■ **EXERCISE BRIEF**: List each line holding the string "styles".

-- Start DATASET RECORDS --

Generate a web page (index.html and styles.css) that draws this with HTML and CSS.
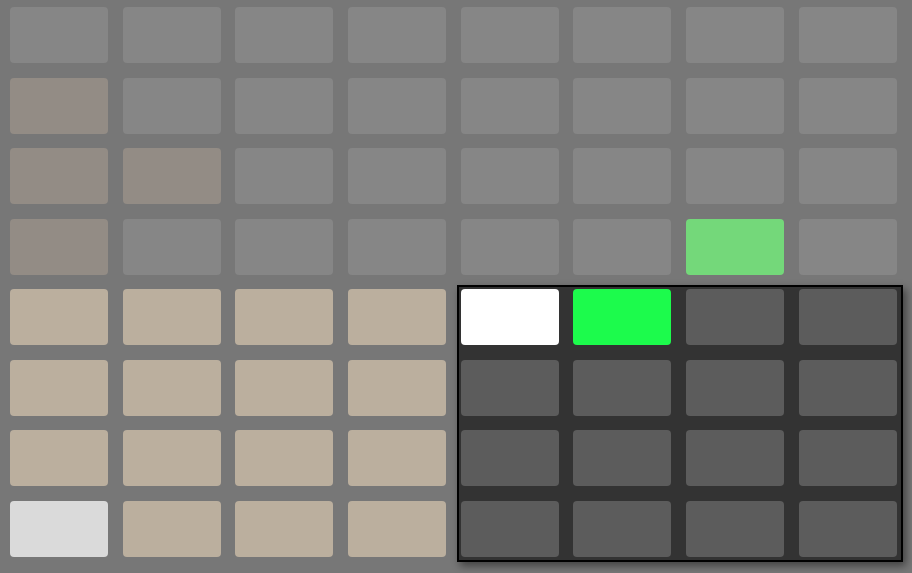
FILE: index.html
```html
<!DOCTYPE html>
<html lang="en">
<head>
    <meta charset="UTF-8">
    <meta name="viewport" content="width=device-width, initial-scale=1.0">
    <title>Pad Grid</title>
    <link rel="stylesheet" href="styles.css">
</head>
<body>

    <!-- 8x8 pad matrix -->
    <main class="pads">
        <!-- Row 1 -->
        <div class="pad"></div><div class="pad"></div><div class="pad"></div><div class="pad"></div>
        <div class="pad"></div><div class="pad"></div><div class="pad"></div><div class="pad"></div>
        <!-- Row 2 -->
        <div class="pad muted"></div><div class="pad"></div><div class="pad"></div><div class="pad"></div>
        <div class="pad"></div><div class="pad"></div><div class="pad"></div><div class="pad"></div>
        <!-- Row 3 -->
        <div class="pad muted"></div><div class="pad muted"></div><div class="pad"></div><div class="pad"></div>
        <div class="pad"></div><div class="pad"></div><div class="pad"></div><div class="pad"></div>
        <!-- Row 4 -->
        <div class="pad muted"></div><div class="pad"></div><div class="pad"></div><div class="pad"></div>
        <div class="pad"></div><div class="pad"></div><div class="pad lit"></div><div class="pad"></div>

        <!-- Rows 5-8, left half -->
        <div class="pad tan r5 c1"></div><div class="pad tan r5 c2"></div><div class="pad tan r5 c3"></div><div class="pad tan r5 c4"></div>
        <div class="pad tan r6 c1"></div><div class="pad tan r6 c2"></div><div class="pad tan r6 c3"></div><div class="pad tan r6 c4"></div>
        <div class="pad tan r7 c1"></div><div class="pad tan r7 c2"></div><div class="pad tan r7 c3"></div><div class="pad tan r7 c4"></div>
        <div class="pad pale r8 c1"></div><div class="pad tan r8 c2"></div><div class="pad tan r8 c3"></div><div class="pad tan r8 c4"></div>

        <!-- Selected 4x4 block -->
        <section class="focus">
            <div class="pad white"></div><div class="pad green"></div><div class="pad dark"></div><div class="pad dark"></div>
            <div class="pad dark"></div><div class="pad dark"></div><div class="pad dark"></div><div class="pad dark"></div>
            <div class="pad dark"></div><div class="pad dark"></div><div class="pad dark"></div><div class="pad dark"></div>
            <div class="pad dark"></div><div class="pad dark"></div><div class="pad dark"></div><div class="pad dark"></div>
        </section>
    </main>

</body>
</html>
```

FILE: styles.css
```css
html, body {
    margin: 0;
    padding: 0;
    height: 100%;
    background: #777777;
    overflow: hidden;
}

/* Pad matrix */
.pads {
    display: grid;
    grid-template-columns: repeat(8, 98px);
    grid-auto-rows: 56px;
    column-gap: 14.7px;
    row-gap: 14.5px;
    padding: 7px 0 0 10px;
}

.pad {
    border-radius: 4px;
    background: #868686;
}

.pad.muted { background: #938c85; }
.pad.lit   { background: #74d87a; }
.pad.tan   { background: #bbaf9e; }
.pad.pale  { background: #dadada; }

/* Row / column placement for the lower half */
.r5 { grid-row: 5; }
.r6 { grid-row: 6; }
.r7 { grid-row: 7; }
.r8 { grid-row: 8; }
.c1 { grid-column: 1; }
.c2 { grid-column: 2; }
.c3 { grid-column: 3; }
.c4 { grid-column: 4; }

/* Selected block */
.focus {
    grid-column: 5 / 9;
    grid-row: 5 / 9;
    margin: -4px -6px -5px -4px;
    padding: 2px 3px 2px 2px;
    border: 2px solid #000;
    background: #333333;
    box-shadow: 3px 4px 8px rgba(0, 0, 0, 0.45);
    display: grid;
    grid-template-columns: repeat(4, 98px);
    grid-auto-rows: 56px;
    column-gap: 14.7px;
    row-gap: 14.5px;
}

.pad.dark  { background: #5c5c5c; }
.pad.white { background: #ffffff; }
.pad.green { background: #1cfb4c; }
```
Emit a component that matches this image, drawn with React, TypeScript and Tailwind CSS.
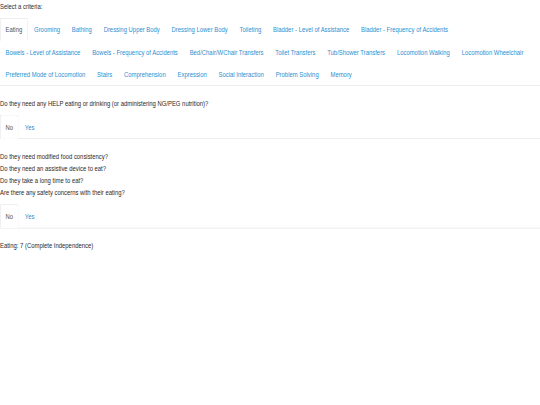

-- End DATASET RECORDS --

■ **RESULT OF THE TASK**:
Generate a web page (index.html and styles.css) that draws this with HTML and CSS.
    <link rel="stylesheet" href="styles.css">
FILE: styles.css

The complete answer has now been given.